The question has a history at the ECHR, marked by two old decisions of 2001 and 2008, which seemed to have solved the question in favor of the governments that use such language. In 2001, the ECHR declared inadmissible an application by the French Jehovah’s Witnesses, who had complained about having been called a “cult” (secte) in two French parliamentary reports of 1995 and 1999. In fact, the ECHR examined only the 1999 report, not the one of 1995 and its notorious “list of cults,” since in respect to the latter it concluded that the Jehovah’s Witnesses had filed their complaint too late. Rather than examining substantially the question of the term “cult” (secte), the ECHR based its decision on the fact that “a parliamentary report has no legal effect and cannot serve as the basis for any criminal or administrative proceedings.” Should they feel discriminate in such proceedings, the French Jehovah’s Witnesses were invited to file separate actions—which they did, eventually winning a landmark case against France about their taxes in 2011.

In 2008, in “Leela Förderkreis e.V. and Others v. Germany” the ECHR ruled against groups based on the teachings of “Osho” Rajneesh that had been called “destructive” “cults” (sekten) in reports by different German authorities. Unlike the 2001 decision on France, “Förderkreis” did pass judgement on whether the terms used by the government put the religious liberty of the Osho devotees in danger. The ECHR stated that “the terms used to describe the applicant associations’ movement may have had negative consequences for them. Without ascertaining the exact extent and nature of such consequences, the Court proceeds on the assumption that the Government’s statements in issue constituted an interference with the applicant associations’ right to manifest their religion or belief, as guaranteed by Article 9 § 1 of the [European] Convention [on Human Rights.]”

However, the ECHR found that in the specific case the use of the terms “cult” (sekte) and similar, while inappropriate, was justified by provisions existing in the German law at that time that were not prima facie illegitimate. But the ECHR also said that the fact that “the [German] Government undisputedly refrained from further using the term ‘sekte’ in their information campaign following the recommendation contained in the expert report on ‘so-called sects and psycho-cults’ issued in 1998” carried a weight in its decision.

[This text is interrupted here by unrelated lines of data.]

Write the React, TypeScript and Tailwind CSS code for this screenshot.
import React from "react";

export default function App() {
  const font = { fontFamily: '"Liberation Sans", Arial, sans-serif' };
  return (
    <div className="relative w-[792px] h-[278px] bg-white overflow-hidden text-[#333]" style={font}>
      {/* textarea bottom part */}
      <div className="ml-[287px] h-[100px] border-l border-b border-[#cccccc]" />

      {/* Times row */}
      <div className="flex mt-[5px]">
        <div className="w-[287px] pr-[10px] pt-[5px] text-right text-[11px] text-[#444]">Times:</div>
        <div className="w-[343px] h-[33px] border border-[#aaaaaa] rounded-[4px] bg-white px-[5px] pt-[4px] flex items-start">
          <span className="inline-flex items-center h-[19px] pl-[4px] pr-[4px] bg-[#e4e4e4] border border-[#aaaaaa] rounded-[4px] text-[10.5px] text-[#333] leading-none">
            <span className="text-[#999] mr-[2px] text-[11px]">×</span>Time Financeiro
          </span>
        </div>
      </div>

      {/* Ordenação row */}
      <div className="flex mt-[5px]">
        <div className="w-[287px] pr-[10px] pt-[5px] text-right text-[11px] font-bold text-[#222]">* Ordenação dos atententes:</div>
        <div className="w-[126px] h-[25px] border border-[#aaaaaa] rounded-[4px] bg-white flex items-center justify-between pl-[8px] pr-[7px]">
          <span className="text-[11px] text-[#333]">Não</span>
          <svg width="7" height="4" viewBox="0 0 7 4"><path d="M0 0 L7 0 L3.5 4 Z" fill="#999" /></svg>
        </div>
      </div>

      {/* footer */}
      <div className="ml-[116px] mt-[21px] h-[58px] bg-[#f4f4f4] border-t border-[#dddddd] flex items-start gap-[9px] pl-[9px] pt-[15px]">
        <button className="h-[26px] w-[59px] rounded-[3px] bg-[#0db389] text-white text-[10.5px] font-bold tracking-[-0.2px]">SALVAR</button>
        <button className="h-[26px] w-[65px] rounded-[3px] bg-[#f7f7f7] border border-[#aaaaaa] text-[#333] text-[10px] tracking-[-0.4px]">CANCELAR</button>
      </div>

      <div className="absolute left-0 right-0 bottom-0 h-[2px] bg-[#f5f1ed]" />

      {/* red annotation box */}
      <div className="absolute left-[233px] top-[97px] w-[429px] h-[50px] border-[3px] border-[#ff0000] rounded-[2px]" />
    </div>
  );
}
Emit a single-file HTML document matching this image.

However, in 2021, in the case “Centre of Societies for Krishna Consciousness In Russia and Frolov v. Russia,” the ECHR ruled against a Russian brochure that had called the ISKCON, popularly known as the Hare Krishna movement, a “totalitarian cult” and a “destructive cult,” and concluded that “by using derogatory language and unsubstantiated allegations for describing the applicant centre’s religious beliefs” the Russian government had violated ISKCON’s freedom of religion.

On December 13, 2022, the ECHR decided the case “Tonchev and Others v. Bulgaria,” resulting from the complaints of three Evangelical and Pentecostal churches from the Bulgarian city of Burgas, the Unified Bulgarian Good News Church, the First Congregational Evangelical Church, and the Evangelical Pentecostal Church Philadelphia. Together with the Jehovah’s Witnesses and the Church of Jesus Christ of Latter-day Saints, popularly known as the “Mormon” Church, they had been targeted in 2008 by a letter sent to all public schools by the City of Burgas. The letter asked the schools to explain to all pupils that the groups mentioned in the text were “cults” (секти, sekti), should not be confused with the legitimate Bulgarian Orthodox Church, were “dangerous,” and exposed their members to “mental health problems.”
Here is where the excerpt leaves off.